- _EXERCISE INSTRUCTIONS_
From the entries below, tally how many lines contain "index" and report only that figure.

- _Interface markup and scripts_
————

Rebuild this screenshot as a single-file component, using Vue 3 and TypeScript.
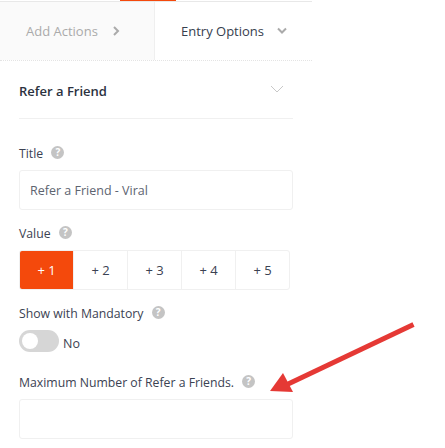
<template>
  <div class="page">
    <div class="panel">
      <div class="top-rule"><span class="top-accent"></span></div>
      <div class="tabs">
        <div class="tab tab-off">
          <span>Add Actions</span>
          <svg class="tab-icon" width="9" height="10" viewBox="0 0 9 10"><path d="M2 1l4 4-4 4" fill="none" stroke="#aaa" stroke-width="2" /></svg>
        </div>
        <div class="tab tab-on">
          <span>Entry Options</span>
          <svg class="tab-icon" width="10" height="8" viewBox="0 0 10 8"><path d="M1 1.5l4 4 4-4" fill="none" stroke="#aaa" stroke-width="2" /></svg>
        </div>
      </div>
      <div class="section-head">
        <span class="section-title">Refer a Friend</span>
        <svg class="section-chev" width="14" height="8" viewBox="0 0 14 8"><path d="M1 1l6 6 6-6" fill="none" stroke="#c8c8c8" stroke-width="1" /></svg>
      </div>
      <form class="fields" @submit.prevent>
        <div class="field">
          <div class="label">Title <span class="help">?</span></div>
          <div class="input input-text">Refer a Friend - Viral</div>
        </div>
        <div class="field">
          <div class="label">Value <span class="help">?</span></div>
          <div class="segments">
            <div v-for="(v, i) in values" :key="v" class="segment" :class="{ active: i === 0 }">+ {{ v }}</div>
          </div>
        </div>
        <div class="field">
          <div class="label">Show with Mandatory <span class="help">?</span></div>
          <div class="toggle-row">
            <span class="toggle"><span class="knob"></span></span>
            <span class="toggle-text">No</span>
          </div>
        </div>
        <div class="field field-last">
          <div class="label">Maximum Number of Refer a Friends. <span class="help">?</span></div>
          <div class="input"></div>
        </div>
      </form>
    </div>
    <svg class="arrow" width="445" height="448" viewBox="0 0 445 448">
      <path d="M413.5 324.5L286 385" fill="none" stroke="#e53935" stroke-width="5" />
      <path d="M283 373L270 391L293 392Z" fill="#e53935" />
    </svg>
  </div>
</template>

<script setup lang="ts">
const values: number[] = [1, 2, 3, 4, 5];
</script>

<style>
html, body { background: #fff; }
</style>

<style scoped>
.page {
  position: relative;
  width: 445px;
  height: 448px;
  overflow: hidden;
  font-family: "Open Sans", sans-serif;
  font-size: 12.25px;
  color: #3b4252;
  background: #fff;
}
.panel { width: 312px; }
.top-rule {
  height: 2px;
  border-bottom: 1px solid #e8e8e8;
  box-sizing: border-box;
  padding-left: 120px;
}
.top-accent { display: block; width: 56px; height: 1px; background: #f4490c; }
.tabs {
  display: flex;
  height: 59px;
  border-bottom: 1px dotted #e4e4e4;
  box-sizing: border-box;
  font-size: 13px;
}
.tab { display: flex; align-items: center; }
.tab-off {
  width: 155px;
  padding-left: 26px;
  box-sizing: border-box;
  color: #aaa;
  background: #fafafa;
  border-right: 1px solid #efefef;
}
.tab-off .tab-icon { margin-left: 14px; }
.tab-on { padding-left: 26px; color: #36404e; }
.tab-on .tab-icon { margin-left: 13px; }
.section-head {
  display: flex;
  align-items: center;
  justify-content: space-between;
  height: 58px;
  margin: 0 19px;
  padding: 2px 9px 0 0;
  border-bottom: 1px solid #f0f0f0;
  box-sizing: border-box;
}
.section-title { font-size: 13px; font-weight: 600; color: #2b3240; }
.section-chev { margin-top: -4px; }
.fields { display: flex; flex-direction: column; gap: 14px; padding: 25px 19px 0; }
.field-last { margin-top: 7px; }
.label { height: 20px; line-height: 20px; margin-bottom: 6px; }
.help {
  display: inline-block;
  width: 13px;
  height: 13px;
  margin-left: 5px;
  border-radius: 50%;
  background: #c4c4c4;
  color: #fff;
  font-size: 10px;
  font-weight: 700;
  line-height: 13px;
  text-align: center;
  vertical-align: 2px;
}
.input {
  height: 40px;
  box-sizing: border-box;
  width: 274px;
  border: 1px solid #f0f0f0;
  border-radius: 3px;
  background: #fff;
}
.input-text { line-height: 40px; padding-left: 10px; color: #5d6470; font-size: 12.5px; }
.segments {
  display: flex;
  width: 271px;
  height: 40px;
  box-sizing: border-box;
  border: 1px solid #f0f0f0;
  border-radius: 3px;
  overflow: hidden;
}
.segment {
  flex: 1;
  display: flex;
  align-items: center;
  justify-content: center;
  border-left: 1px solid #f0f0f0;
  font-size: 13px;
  color: #3b4252;
}
.segment:first-child { border-left: 0; }
.segment.active { flex: 0 0 53px; background: #f4490c; color: #fff; }
.toggle-row { display: flex; align-items: center; gap: 4px; height: 22px; }
.toggle {
  display: block;
  width: 40px;
  height: 22px;
  padding: 3px;
  box-sizing: border-box;
  border-radius: 11px;
  background: #d6d6d6;
}
.knob { display: block; width: 16px; height: 16px; border-radius: 50%; background: #fff; }
.toggle-text { font-size: 12.5px; padding-top: 4px; }
.arrow { position: absolute; left: 0; top: 0; pointer-events: none; }
</style>
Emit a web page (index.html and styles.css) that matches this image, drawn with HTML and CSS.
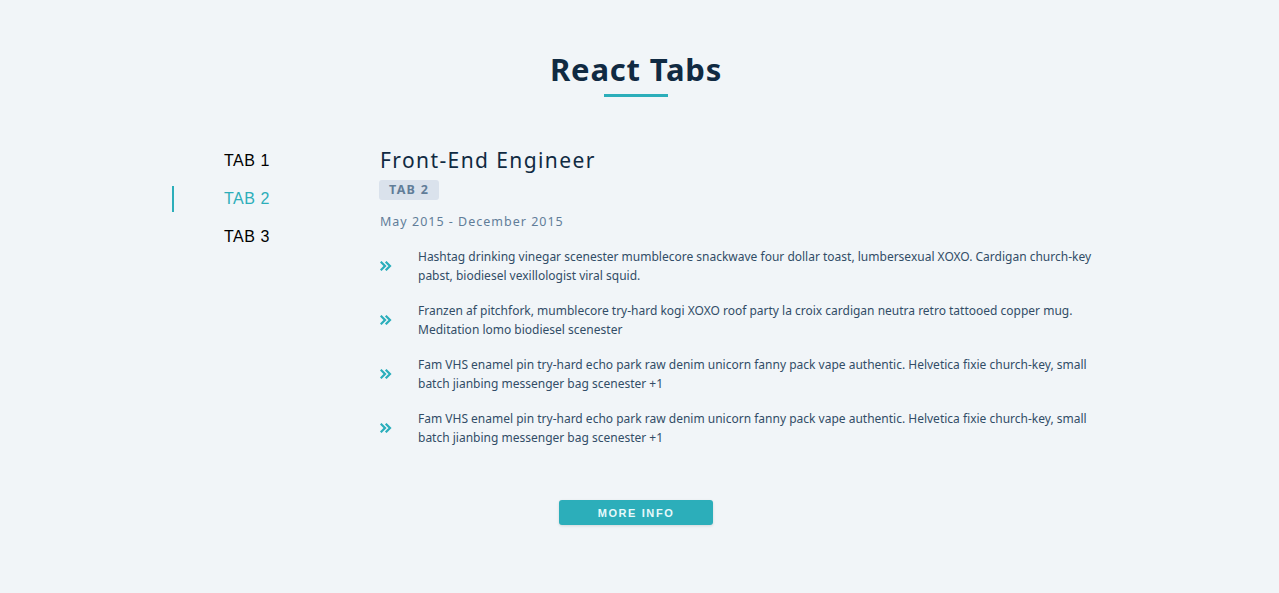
FILE: index.html
```html
<!DOCTYPE html>
<html lang="en">
<head>
<meta charset="utf-8">
<title>React Tabs</title>
<link rel="stylesheet" href="styles.css">
</head>
<body>
<section class="page">
  <header class="header">
    <h1 class="title">React Tabs</h1>
    <div class="underline"></div>
  </header>
  <div class="tabs">
    <ul class="tab-list">
      <li class="tab">TAB 1</li>
      <li class="tab active">TAB 2</li>
      <li class="tab">TAB 3</li>
    </ul>
    <article class="panel">
      <h3 class="job">Front-End Engineer</h3>
      <span class="badge">TAB 2</span>
      <p class="date">May 2015 - December 2015</p>
      <div class="duties">
        <div class="duty">
          <svg class="icon" viewBox="0 0 12 10" width="12" height="10"><path d="M1.5 1.5 L5 5 L1.5 8.5 M6.5 1.5 L10 5 L6.5 8.5" fill="none" stroke="#2aaebb" stroke-width="2.2" stroke-linecap="square"/></svg>
          <p>Hashtag drinking vinegar scenester mumblecore snackwave four dollar toast, lumbersexual XOXO. Cardigan church-key pabst, biodiesel vexillologist viral squid.</p>
        </div>
        <div class="duty">
          <svg class="icon" viewBox="0 0 12 10" width="12" height="10"><path d="M1.5 1.5 L5 5 L1.5 8.5 M6.5 1.5 L10 5 L6.5 8.5" fill="none" stroke="#2aaebb" stroke-width="2.2" stroke-linecap="square"/></svg>
          <p>Franzen af pitchfork, mumblecore try-hard kogi XOXO roof party la croix cardigan neutra retro tattooed copper mug. Meditation lomo biodiesel scenester</p>
        </div>
        <div class="duty">
          <svg class="icon" viewBox="0 0 12 10" width="12" height="10"><path d="M1.5 1.5 L5 5 L1.5 8.5 M6.5 1.5 L10 5 L6.5 8.5" fill="none" stroke="#2aaebb" stroke-width="2.2" stroke-linecap="square"/></svg>
          <p>Fam VHS enamel pin try-hard echo park raw denim unicorn fanny pack vape authentic. Helvetica fixie church-key, small batch jianbing messenger bag scenester +1</p>
        </div>
        <div class="duty">
          <svg class="icon" viewBox="0 0 12 10" width="12" height="10"><path d="M1.5 1.5 L5 5 L1.5 8.5 M6.5 1.5 L10 5 L6.5 8.5" fill="none" stroke="#2aaebb" stroke-width="2.2" stroke-linecap="square"/></svg>
          <p>Fam VHS enamel pin try-hard echo park raw denim unicorn fanny pack vape authentic. Helvetica fixie church-key, small batch jianbing messenger bag scenester +1</p>
        </div>
      </div>
    </article>
  </div>
  <div class="actions">
    <button class="btn" type="button">MORE INFO</button>
  </div>
</section>
</body>
</html>
```

FILE: styles.css
```css
* { box-sizing: border-box; }
html, body { margin: 0; padding: 0; }
body {
  background: #f1f5f8;
  font-family: "Noto Sans", "Open Sans", sans-serif;
  color: #324d67;
  min-height: 593px;
}
.page {
  padding-top: 48px;
}
.header {
  display: flex;
  flex-direction: column;
  align-items: center;
  margin-left: -7px;
}
.title {
  margin: 0;
  font-size: 31px;
  line-height: 42px;
  font-weight: 700;
  letter-spacing: 0.8px;
  color: #102a42;
}
.underline {
  width: 64px;
  height: 3px;
  background: #2caeba;
  margin-top: 4px;
}
.tabs {
  width: 935px;
  margin: 51px auto 0;
  display: flex;
}
.tab-list {
  list-style: none;
  margin: 0;
  padding: 0;
  width: 208px;
  flex: none;
}
.tab {
  font-family: "Liberation Sans", Arial, sans-serif;
  font-size: 16px;
  letter-spacing: 0.5px;
  color: #000;
  height: 26px;
  line-height: 26px;
  margin-bottom: 12px;
  padding-left: 50px;
  border-left: 2px solid transparent;
}
.tab.active {
  color: #2caeba;
  border-left-color: #2caeba;
}
.panel {
  flex: 1;
  min-width: 0;
  margin-top: -1px;
}
.job {
  margin: 0;
  font-size: 21px;
  line-height: 26px;
  font-weight: 400;
  letter-spacing: 1.4px;
  color: #102a42;
}
.badge {
  display: inline-block;
  margin-top: 7px;
  margin-left: -1px;
  background: #dae2ec;
  color: #617d98;
  font-size: 12.5px;
  font-weight: 700;
  letter-spacing: 1.3px;
  line-height: 20px;
  padding: 0 10px;
  border-radius: 3px;
}
.date {
  margin: 12px 0 0;
  font-size: 12.5px;
  line-height: 20px;
  letter-spacing: 1px;
  color: #617d98;
}
.duties {
  margin-top: 15px;
}
.duty {
  display: flex;
  align-items: center;
  margin-bottom: 16px;
}
.icon {
  flex: none;
  width: 12px;
  height: 10px;
  margin-right: 26px;
}
.duty p {
  margin: 0;
  font-size: 12px;
  line-height: 19px;
  color: #324d67;
  max-width: 690px;
}
.actions {
  display: flex;
  justify-content: center;
  margin-top: 37px;
  margin-left: -7px;
}
.btn {
  width: 154px;
  height: 25px;
  border: 0;
  border-radius: 3px;
  background: #2caeba;
  color: #e6f9fb;
  font-family: "Liberation Sans", Arial, sans-serif;
  font-size: 11px;
  font-weight: 700;
  letter-spacing: 1.6px;
  box-shadow: 0 1px 3px rgba(0,0,0,0.12);
  padding: 0;
}
```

————

- _WORKED SOLUTION_
2